With Lansbury gone, Attlee turned to economic issues and campaigned for nationalising banking, coal, transport, electricity, iron and steel, the cotton industry and land. This did not turn out to be a vote winner and it has been pointed out that Labour offered little by way of welfare. Try as Labour did to step aside from the issue of disarmament, defence kept coming back. This was largely facilitated by the Italian invasion of Abyssinia, which was launched by Mussolini in early October.
Baldwin became a polished performer on the hustings, which was most clearly demonstrated on his radio broadcasts and in cinema newsreels. He addressed large rallies in Wolverhampton, Liverpool, Leeds and Newcastle. In contrast, the inexperienced Attlee appeared dull and rigid. It was believed that whilst Lloyd George was by far the best platform orator, his speeches were witty but had become contentless.
On the 1st of November, municipal elections took place, and the results clearly indicated a Conservative victory in the General Election. Thereafter, the wind seemed to go out of the sails of the opposition parties. The result was 387 seats for the Conservatives and 33 for their National Liberal allies. Ramsay MacDonald’s National Labour fell to just 8 M.P.s, but Attlee’s official Labour Party increased to 154. Finally, Samuel’s and Lloyd George’s Liberal Party were reduced to 21 seats, and some of these were uncontested by one of the two main parties.

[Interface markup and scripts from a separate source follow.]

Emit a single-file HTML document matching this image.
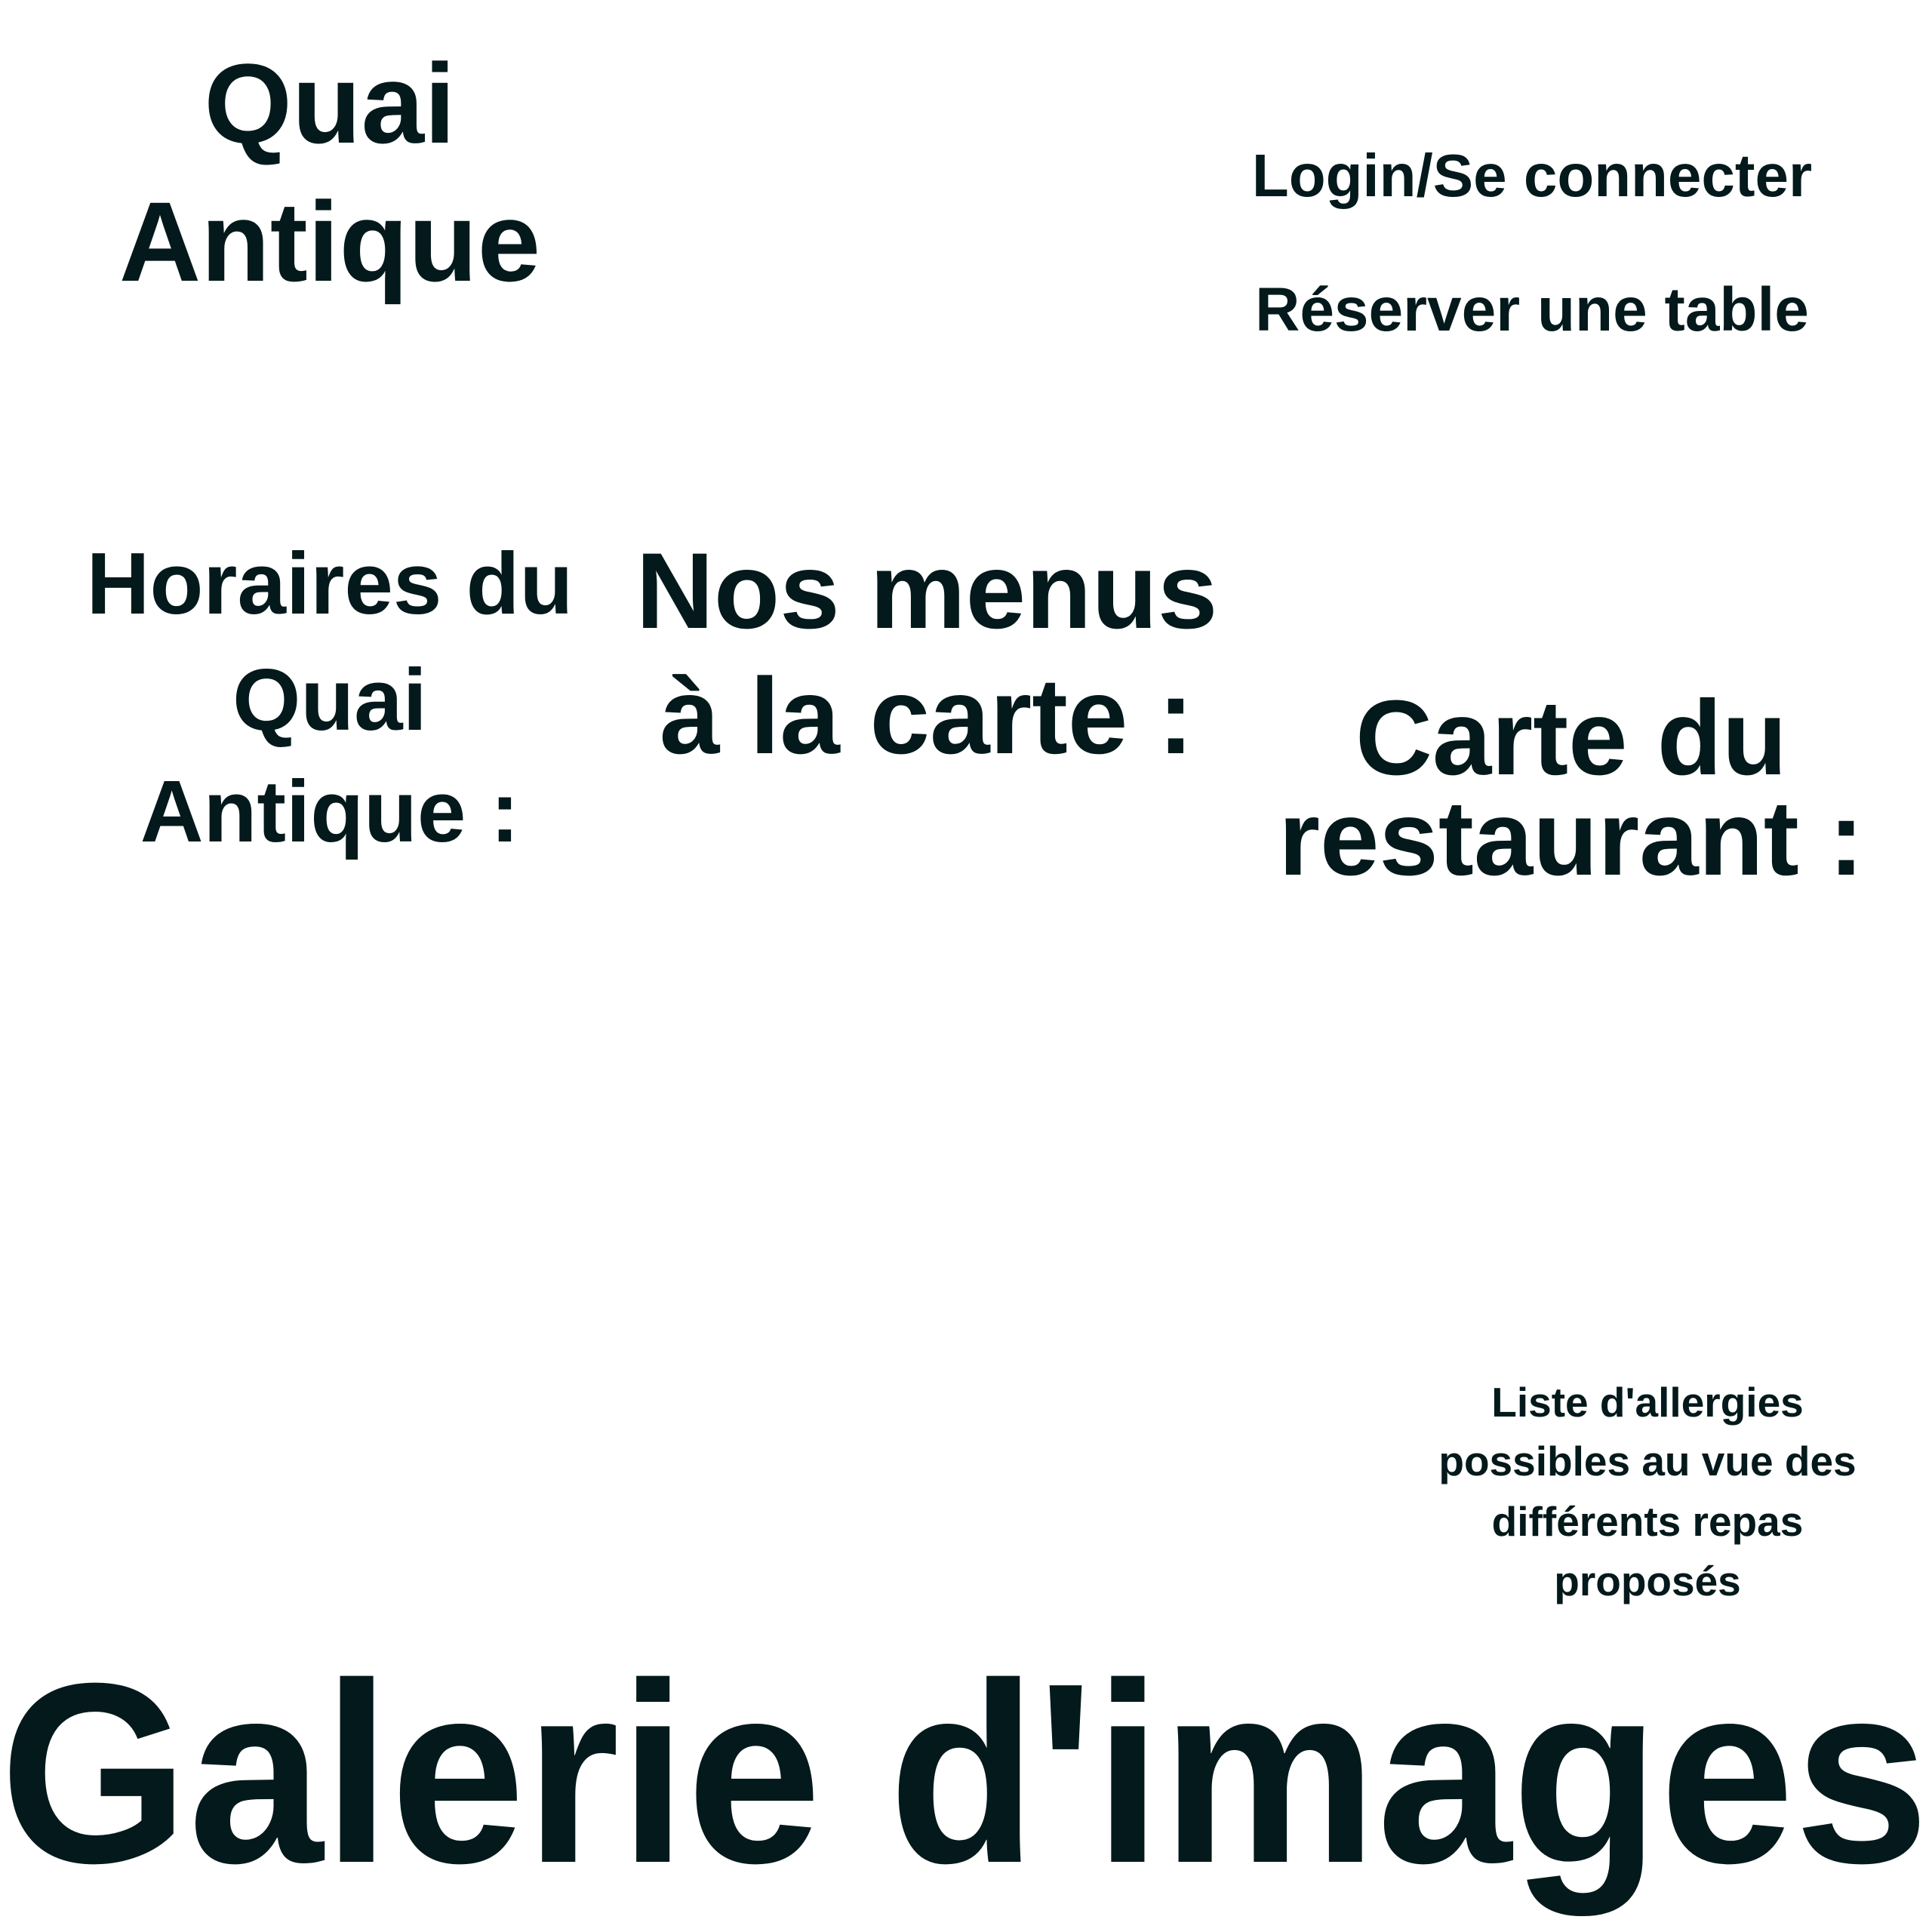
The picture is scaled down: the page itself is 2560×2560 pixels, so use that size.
<!DOCTYPE html>
<html><head><meta charset="utf-8"><style>
html,body{margin:0;padding:0;background:#fff;width:2560px;height:2560px;overflow:hidden;position:relative}
.t{position:absolute;font-family:"Liberation Sans",sans-serif;font-weight:bold;color:#04191b;line-height:1;white-space:nowrap;transform:translateX(-50%)}
</style></head><body>
<div class="t" style="left:437px;top:62px;font-size:150px">Quai</div>
<div class="t" style="left:437px;top:245px;font-size:150px">Antique</div>
<div class="t" style="left:2030px;top:193px;font-size:80px">Login/Se connecter</div>
<div class="t" style="left:2030px;top:370px;font-size:82px">Réserver une table</div>
<div class="t" style="left:437px;top:715px;font-size:116px">Horaires du</div>
<div class="t" style="left:437px;top:869px;font-size:116px">Quai</div>
<div class="t" style="left:437px;top:1017px;font-size:116px">Antique :</div>
<div class="t" style="left:1228px;top:712px;font-size:143px">Nos menus</div>
<div class="t" style="left:1228px;top:878px;font-size:143px">à la carte :</div>
<div class="t" style="left:2082px;top:907px;font-size:141px">Carte du</div>
<div class="t" style="left:2082px;top:1040px;font-size:141px">restaurant :</div>
<div class="t" style="left:2183px;top:1831px;font-size:55px">Liste d'allergies</div>
<div class="t" style="left:2183px;top:1909px;font-size:55px">possibles au vue des</div>
<div class="t" style="left:2183px;top:1989px;font-size:55px">différents repas</div>
<div class="t" style="left:2183px;top:2068px;font-size:55px">proposés</div>
<div class="t" style="left:0;top:2180px;font-size:340px;transform:scaleX(0.944);transform-origin:left top">Galerie d'images</div>
</body></html>
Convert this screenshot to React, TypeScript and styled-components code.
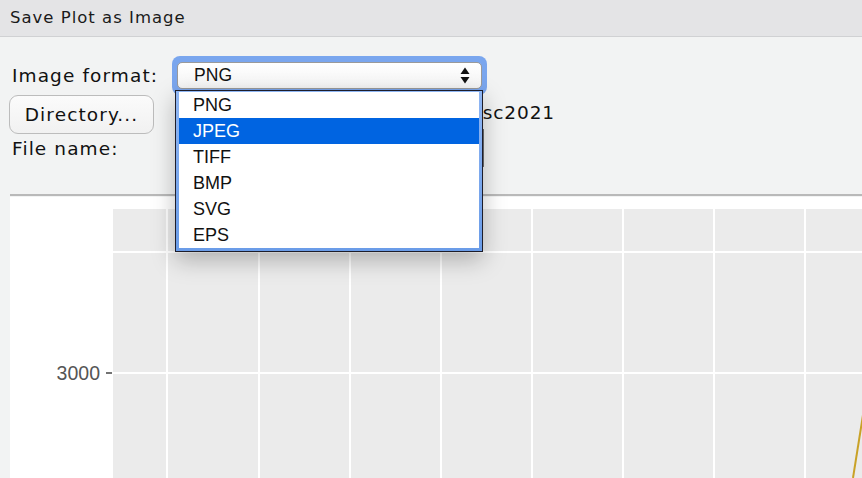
import React from "react";
import styled, { createGlobalStyle } from "styled-components";

const Global = createGlobalStyle`
  html, body { margin: 0; padding: 0; background: #f2f3f3; overflow: hidden; }
  #root { width: 862px; height: 478px; }
`;

const Window = styled.div`
  width: 862px;
  height: 478px;
  display: flex;
  flex-direction: column;
  background: #f2f3f3;
  font-family: "DejaVu Sans", sans-serif;
  color: #111;
`;

const TitleBar = styled.div`
  height: 36px;
  flex: none;
  background: #e4e4e6;
  border-bottom: 1px solid #d0d1d3;
  padding-left: 10px;
  font-size: 16.5px;
  letter-spacing: 1px;
  line-height: 36px;
  color: #1a1a1a;
`;

const Form = styled.div`
  flex: none;
  display: flex;
  flex-direction: column;
  padding: 19px 0 0 0;
`;

const Row = styled.div<{ $h: number; $pl: number; $top?: boolean }>`
  height: ${(p) => p.$h}px;
  display: flex;
  align-items: center;
  padding-left: ${(p) => p.$pl}px;
  position: relative;
  z-index: ${(p) => (p.$top ? 5 : 1)};
`;

const Label = styled.span`
  font-size: 18.5px;
  letter-spacing: 1.1px;
  color: #111;
  white-space: nowrap;
`;

const SelectWrap = styled.div`
  position: relative;
  margin-left: 14px;
  width: 315px;
  height: 39px;
  flex: none;
  box-sizing: border-box;
  border-radius: 8px;
  background: #7aa6ee;
  padding: 6px 5px 6px 5px;
  display: flex;
`;

const SelectBox = styled.div`
  flex: 1;
  background: linear-gradient(#ffffff, #f4f4f4);
  border: 1px solid #9a9a9a;
  border-radius: 5px;
  display: flex;
  align-items: center;
  padding-left: 16px;
  font-family: "Liberation Sans", sans-serif;
  font-size: 17.5px;
  color: #111;
`;

const Arrows = styled.svg`
  margin-left: auto;
  margin-right: 11px;
  flex: none;
`;

const Menu = styled.ul`
  position: absolute;
  left: 3px;
  top: 34px;
  width: 308px;
  margin: 0;
  padding: 1px 3px 3px 3px;
  list-style: none;
  box-sizing: border-box;
  border: 1px solid #1d1d2a;
  background: linear-gradient(#8fb6f3, #6a9ce8);
  box-shadow: 0 8px 22px rgba(0, 0, 0, 0.26);
  z-index: 10;
`;

const Item = styled.li<{ $active?: boolean }>`
  height: 26px;
  line-height: 26px;
  padding-left: 14px;
  font-family: "Liberation Sans", sans-serif;
  font-size: 18px;
  background: ${(p) => (p.$active ? "#0064e1" : "#ffffff")};
  color: ${(p) => (p.$active ? "#ffffff" : "#111")};
`;

const DirButton = styled.button`
  width: 145px;
  height: 39px;
  flex: none;
  border: 1.5px solid #bcbcbc;
  border-radius: 9px;
  background: linear-gradient(#fbfbfb, #f1f1f1);
  font-family: "DejaVu Sans", sans-serif;
  font-size: 18.5px;
  letter-spacing: 1.1px;
  color: #111;
  padding: 0;
  align-self: flex-start;
`;

const PathText = styled.span`
  margin-left: 15px;
  width: 386px;
  overflow: hidden;
  text-align: right;
  font-size: 18.5px;
  letter-spacing: 0.9px;
  color: #111;
  white-space: nowrap;
`;

const NameInput = styled.div`
  margin-left: 58px;
  width: 307px;
  height: 38px;
  flex: none;
  box-sizing: border-box;
  background: #fff;
  border: 1px solid #8c8c8c;
  border-right: 2px solid #6d6d6d;
`;

const Separator = styled.div`
  margin: 27px 0 0 10px;
  height: 2px;
  background: #b9b9b9;
  flex: none;
`;

const PlotArea = styled.div`
  margin-left: 10px;
  margin-top: 1px;
  flex: 1;
  background: #ffffff;
  overflow: hidden;
`;

const PlotSvg = styled.svg`
  display: block;
`;

const formats = ["PNG", "JPEG", "TIFF", "BMP", "SVG", "EPS"];
const vLines = [157, 249, 340, 431, 522, 613, 704, 795];
const hLines = [55, 176];

export default function App() {
  return (
    <Window>
      <Global />
      <TitleBar>Save Plot as Image</TitleBar>
      <Form>
        <Row $h={39} $pl={12} $top>
          <Label>Image format:</Label>
          <SelectWrap>
            <SelectBox>
              PNG
              <Arrows width="10" height="17" viewBox="0 0 10 17">
                <path d="M5 0.5 L9.5 7 H0.5 Z" fill="#111" />
                <path d="M5 16.5 L9.5 10 H0.5 Z" fill="#111" />
              </Arrows>
            </SelectBox>
            <Menu>
              {formats.map((f) => (
                <Item key={f} $active={f === "JPEG"}>
                  {f}
                </Item>
              ))}
            </Menu>
          </SelectWrap>
        </Row>
        <Row $h={34} $pl={9}>
          <DirButton>Directory...</DirButton>
          <PathText>~/Documents/R/sc2021</PathText>
        </Row>
        <Row $h={38} $pl={12}>
          <Label>File name:</Label>
          <NameInput />
        </Row>
      </Form>
      <Separator />
      <PlotArea>
        <PlotSvg width="852" height="281" viewBox="0 0 852 281">
          <rect x="103" y="12" width="760" height="280" fill="#ebebeb" />
          {hLines.map((y) => (
            <line key={y} x1="103" x2="852" y1={y} y2={y} stroke="#ffffff" strokeWidth="2" />
          ))}
          {vLines.map((x) => (
            <line key={x} x1={x} x2={x} y1="12" y2="281" stroke="#ffffff" strokeWidth="2" />
          ))}
          <line x1="96" x2="102" y1="176" y2="176" stroke="#444" strokeWidth="1.5" />
          <text
            x="90"
            y="183"
            textAnchor="end"
            fontFamily="Liberation Sans, sans-serif"
            fontSize="19.5"
            fill="#555"
          >
            3000
          </text>
          <line x1="853" y1="218" x2="843" y2="281" stroke="#c9a227" strokeWidth="2" />
        </PlotSvg>
      </PlotArea>
    </Window>
  );
}
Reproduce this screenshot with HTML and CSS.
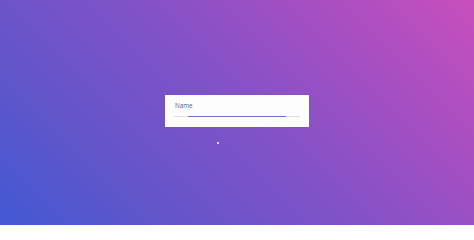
FILE: index.html
```html
<!DOCTYPE html>
<html>
<head>
<meta charset="utf-8">
<link rel="stylesheet" href="styles.css">
</head>
<body>
<main class="stage">
  <div class="card">
    <label class="label">Name</label>
    <div class="track"><div class="fill"></div></div>
  </div>
  <span class="cursor"></span>
</main>
</body>
</html>
```
FILE: styles.css
```css
html, body { margin: 0; padding: 0; }
body {
  width: 474px;
  height: 225px;
  overflow: hidden;
  font-family: "Open Sans", "Liberation Sans", sans-serif;
}
.stage {
  position: relative;
  width: 474px;
  height: 225px;
  background: linear-gradient(45deg, #4259d3 0%, #6355c9 25%, #8052c7 50%, #a44fc2 75%, #c84fbc 100%);
  display: flex;
  justify-content: center;
  padding-top: 95px;
  box-sizing: border-box;
}
.card {
  width: 144px;
  height: 32px;
  background: #fdfdfe;
  box-sizing: border-box;
  padding: 7px 9px 0 9px;
  display: flex;
  flex-direction: column;
}
.label {
  font-size: 6.3px;
  line-height: 8px;
  color: #5e6178;
  padding-left: 1px;
}
.track {
  margin-top: 6px;
  height: 1px;
  background: #dcdde3;
  position: relative;
}
.fill {
  position: absolute;
  left: 14px;
  width: 98px;
  top: -0.5px;
  height: 1.5px;
  background: #6a74c8;
}
.cursor {
  position: absolute;
  left: 217px;
  top: 142px;
  width: 2px;
  height: 2px;
  background: #ffffff;
  border-radius: 1px;
}
```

The 1935 election ensured that rearmament could eventually proceed under the Conservatives.
A Labour victory, whilst they maintained a pacifist mindset, would have sabotaged this and arguably would have led to Britain becoming a vassal state of the increasingly powerful Third Reich. The Second World War administered a strong dose of reality to the Labour leadership, so much so that Attlee and Bevin successfully embarked upon secretly developing Britain’s first atomic weapons after 1945.